_The request_
From the material below, list every line containing "index".

_Records shown_
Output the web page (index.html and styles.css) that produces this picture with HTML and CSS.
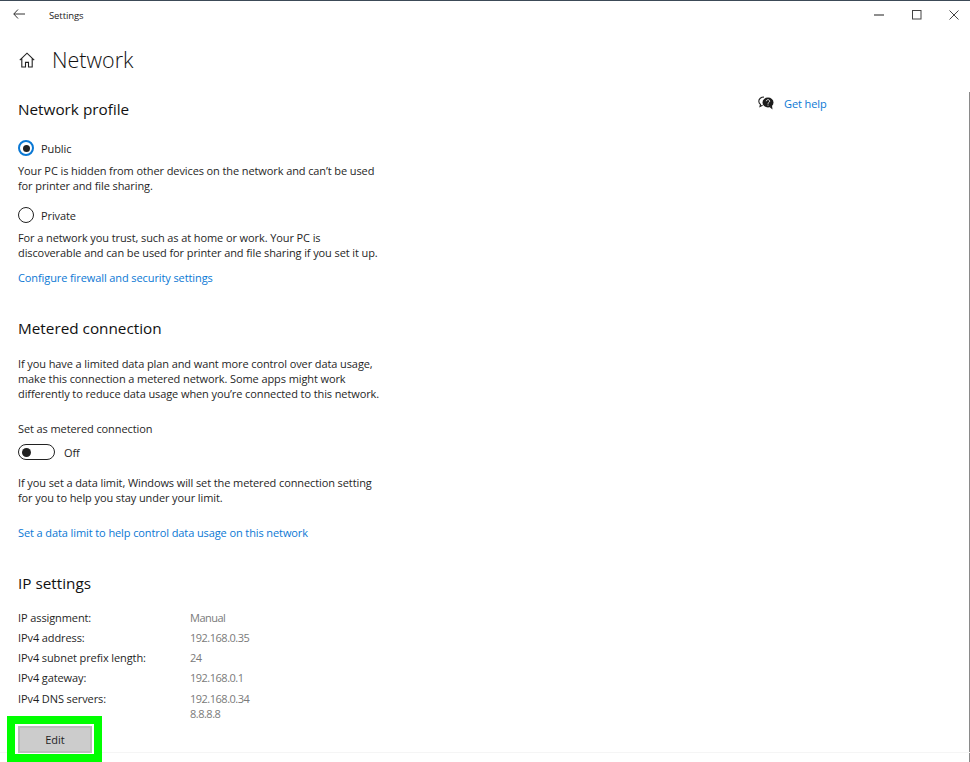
FILE: index.html
```html
<!DOCTYPE html>
<html lang="en">
<head>
<meta charset="utf-8">
<title>Settings</title>
<link rel="stylesheet" href="styles.css">
</head>
<body>
<div class="window">
  <header class="titlebar">
    <div class="title-left">
      <svg class="back-icon" width="12" height="10" viewBox="0 0 12 10"><path d="M5 .5 .8 5 5 9.500M.8 5H12" fill="none" stroke="#333" stroke-width="1"/></svg>
      <span class="app-name">Settings</span>
    </div>
    <div class="controls">
      <svg width="10" height="10" viewBox="0 0 10 10"><path d="M0 5h10" stroke="#444" stroke-width="1.200"/></svg>
      <svg width="10" height="10" viewBox="0 0 10 10"><rect x=".5" y=".5" width="8.500" height="8.500" fill="none" stroke="#444" stroke-width="1"/></svg>
      <svg width="10" height="10" viewBox="0 0 10 10"><path d="M.5.5l9 9M9.500.5l-9 9" stroke="#444" stroke-width="1"/></svg>
    </div>
  </header>
  <div class="scrollbar"></div>
  <div class="footer-rule"></div>
  <main class="page">
    <div class="content">
      <div class="page-head">
        <svg class="home-icon" width="16" height="16" viewBox="0 0 16 16"><path d="M.8 8.200 8 1.200l7.200 7M2.800 6.600V15h3.700v-4.600h3V15h3.700V6.600" fill="none" stroke="#222" stroke-width="1.100"/></svg>
        <h1>Network</h1>
      </div>

      <h2 class="h-first">Network profile</h2>
      <div class="radio-row r-public"><span class="radio on"></span><span>Public</span></div>
      <p class="desc d-radio">Your PC is hidden from other devices on the network and can’t be used<br>for printer and file sharing.</p>
      <div class="radio-row r-private"><span class="radio"></span><span>Private</span></div>
      <p class="desc d-private">For a network you trust, such as at home or work. Your PC is<br>discoverable and can be used for printer and file sharing if you set it up.</p>
      <a class="link l-firewall" href="#">Configure firewall and security settings</a>

      <h2 class="h-metered">Metered connection</h2>
      <p class="desc d-metered">If you have a limited data plan and want more control over data usage,<br>make this connection a metered network. Some apps might work<br>differently to reduce data usage when you’re connected to this network.</p>
      <div class="label-set">Set as metered connection</div>
      <div class="toggle-row"><span class="toggle"><span class="knob"></span></span><span>Off</span></div>
      <p class="desc d-limit">If you set a data limit, Windows will set the metered connection setting<br>for you to help you stay under your limit.</p>
      <a class="link l-limit" href="#">Set a data limit to help control data usage on this network</a>

      <h2 class="h-ip">IP settings</h2>
      <dl class="ip-grid">
        <dt>IP assignment:</dt><dd>Manual</dd>
        <dt>IPv4 address:</dt><dd>192.168.0.35</dd>
        <dt>IPv4 subnet prefix length:</dt><dd>24</dd>
        <dt>IPv4 gateway:</dt><dd>192.168.0.1</dd>
        <dt>IPv4 DNS servers:</dt><dd>192.168.0.34<br>8.8.8.8</dd>
      </dl>
      <div class="highlight"><button class="edit" type="button">Edit</button></div>
    </div>
    <aside class="help">
      <svg width="16" height="14" viewBox="0 0 16 14"><path d="M6 1C3 1 .8 2.900.8 5.200c0 1.300.7 2.400 1.700 3.200L2 10.500l2.600-1.300" fill="none" stroke="#222" stroke-width="1.100"/><ellipse cx="10" cy="6.500" rx="5.500" ry="5" fill="#1c1c1c"/><path d="M11.500 11l3 2.500-.5-4z" fill="#1c1c1c"/><path d="M8.300 5.200c0-2 3.400-2 3.400 0 0 1.200-1.700 1.200-1.700 2.500M10 8.600v1" fill="none" stroke="#fff" stroke-width=".9"/></svg>
      <a class="link" href="#">Get help</a>
    </aside>
  </main>
</div>
</body>
</html>
```
FILE: styles.css
```css
* { box-sizing: border-box; }
html, body { margin: 0; height: 100%; overflow: hidden; background: #fff; }
body { font-family: "Open Sans", Roboto, sans-serif; font-size: 11px; letter-spacing: -0.1px; line-height: 15px; color: #1f1f1f; }
.window { position: relative; height: 762px; overflow: hidden; border-top: 1px solid #3c4a57; }
.titlebar { height: 28px; display: flex; justify-content: space-between; align-items: center; }
.title-left { display: flex; align-items: center; padding-left: 13px; }
.back-icon { margin-top: -2px; }
.app-name { margin-left: 24px; font-size: 9.500px; color: #222; }
.controls { display: flex; gap: 27.500px; padding-right: 11px; margin-top: -1px; }
.scrollbar { position: absolute; right: 0; top: 91px; width: 1.500px; height: 671px; background: #8a8a8a; }
.footer-rule { position: absolute; left: 0; right: 0; top: 751px; height: 1px; background: #f5f5f5; }
.page { display: flex; padding-left: 18px; }
.content { width: 740px; flex: none; }
.page-head { display: flex; align-items: center; height: 32px; margin-top: 15px; }
.home-icon { margin-left: 1px; }
h1 { margin: 0 0 0 17px; font-size: 21.500px; font-weight: 300; letter-spacing: 0; line-height: 32px; color: #111; }
h2 { margin: 0; font-size: 15.300px; font-weight: 400; letter-spacing: 0; line-height: 22px; color: #111; }
.h-first { margin-top: 22px; }
.h-metered { margin-top: 32px; }
.h-ip { margin-top: 32px; }
.radio-row { display: flex; align-items: center; gap: 7px; height: 16px; }
.r-public { margin-top: 20px; }
.r-private { margin-top: 14px; }
.radio { width: 16px; height: 16px; border-radius: 50%; border: 1.500px solid #222; display: flex; align-items: center; justify-content: center; }
.radio.on { border: 2px solid #0a78d4; }
.radio.on::after { content: ""; width: 7px; height: 7px; border-radius: 50%; background: #222; }
.desc { margin: 0; }
.d-radio { margin-top: 7px; }
.d-private { margin-top: 7px; }
.link { color: #0a78d4; text-decoration: none; display: block; }
.l-firewall { margin-top: 10px; }
.d-metered { margin-top: 17px; }
.label-set { margin-top: 20px; }
.toggle-row { display: flex; align-items: center; gap: 9px; margin-top: 8px; height: 16px; }
.toggle { width: 37px; height: 16px; border-radius: 8px; border: 1.500px solid #222; display: flex; align-items: center; padding-left: 3px; }
.knob { width: 9px; height: 9px; border-radius: 50%; background: #222; }
.d-limit { margin-top: 15px; }
.l-limit { margin-top: 20px; }
.ip-grid { display: grid; grid-template-columns: 172px 1fr; row-gap: 5.150px; margin: 16px 0 0; }
dt { margin: 0; }
dd { margin: 0; color: #7a7a7a; letter-spacing: -0.5px; }
.highlight { position: relative; width: 95px; height: 46px; margin: -5px 0 0 -11px; border: 8px solid #00ff00; background: #fff; padding: 2px 3px; }
.edit { display: block; width: 74px; height: 27px; margin: 0; padding: 0; border: 2px solid #bcbcbc; background: #ccc; font: inherit; color: #1f1f1f; }
.help { display: flex; align-items: center; gap: 10px; height: 16px; margin-top: 66px; }
```
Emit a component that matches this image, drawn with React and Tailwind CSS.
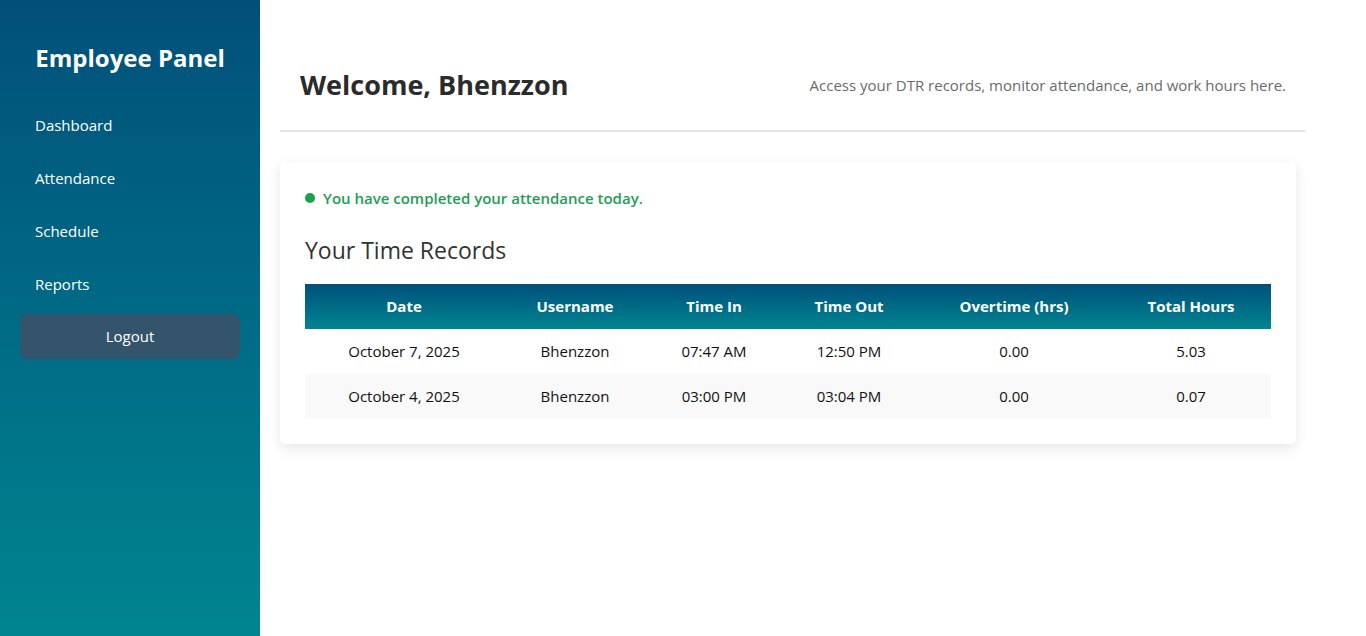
const records = [
  { date: 'October 7, 2025', user: 'Bhenzzon', timeIn: '07:47 AM', timeOut: '12:50 PM', ot: '0.00', total: '5.03' },
  { date: 'October 4, 2025', user: 'Bhenzzon', timeIn: '03:00 PM', timeOut: '03:04 PM', ot: '0.00', total: '0.07' },
];

const cols = [
  { label: 'Date', w: 'w-[198px]' },
  { label: 'Username', w: 'w-[144px]' },
  { label: 'Time In', w: 'w-[134px]' },
  { label: 'Time Out', w: 'w-[136px]' },
  { label: 'Overtime (hrs)', w: 'w-[194px]' },
  { label: 'Total Hours', w: 'w-[160px]' },
];

export default function App() {
  return (
    <div className="flex h-[636px] w-full overflow-hidden bg-white font-['Open_Sans',sans-serif]">
      <aside className="flex w-[260px] shrink-0 flex-col bg-gradient-to-b from-[#02507a] to-[#008590] px-5 text-white">
        <h2 className="mt-[40px] h-[36px] text-center text-[24px] leading-[36px] font-bold">Employee Panel</h2>
        <nav className="mt-[23px] flex flex-col">
          {['Dashboard', 'Attendance', 'Schedule', 'Reports'].map((item) => (
            <a key={item} className="block h-[53px] px-[15px] text-[15px] leading-[53px] text-white">{item}</a>
          ))}
          <button className="mt-[3px] h-[45px] rounded-lg bg-[#34546b] text-[15px] text-white">Logout</button>
        </nav>
      </aside>

      <main className="flex-1 pt-[41px] pr-[60px] pl-5">
        <header className="flex h-[91px] items-center justify-between border-b-2 border-[#e6e6e6] px-5">
          <h1 className="text-[27px] font-bold text-[#2b2b2b]">Welcome, Bhenzzon</h1>
          <p className="text-[15px] text-[#6b6b6b]">Access your DTR records, monitor attendance, and work hours here.</p>
        </header>

        <section className="mt-[30px] mr-[10px] rounded-md bg-white p-[25px] shadow-[0_4px_14px_rgba(0,0,0,0.1)]">
          <div className="flex h-[22px] items-center gap-2 text-[15px] font-semibold text-[#1f9d55]">
            <span className="h-[10px] w-[10px] rounded-full bg-[#16a34a]" />
            You have completed your attendance today.
          </div>
          <h3 className="mt-[26px] h-[30px] text-[23px] leading-[30px] text-[#333]">Your Time Records</h3>

          <table className="mt-[19px] w-full table-fixed border-collapse text-[15px]">
            <thead>
              <tr className="h-[45px] bg-gradient-to-b from-[#02507a] to-[#008590] text-white">
                {cols.map((c) => (
                  <th key={c.label} className={`${c.w} font-bold`}>{c.label}</th>
                ))}
              </tr>
            </thead>
            <tbody>
              {records.map((r, i) => (
                <tr key={r.date} className={`h-[45px] text-center text-[#111] ${i % 2 ? 'bg-[#f9f9f9]' : 'bg-white'}`}>
                  <td>{r.date}</td>
                  <td>{r.user}</td>
                  <td>{r.timeIn}</td>
                  <td>{r.timeOut}</td>
                  <td>{r.ot}</td>
                  <td>{r.total}</td>
                </tr>
              ))}
            </tbody>
          </table>
        </section>
      </main>
    </div>
  );
}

_Result of this task_
Output the web page (index.html and styles.css) that produces this picture with HTML and CSS.
FILE: index.html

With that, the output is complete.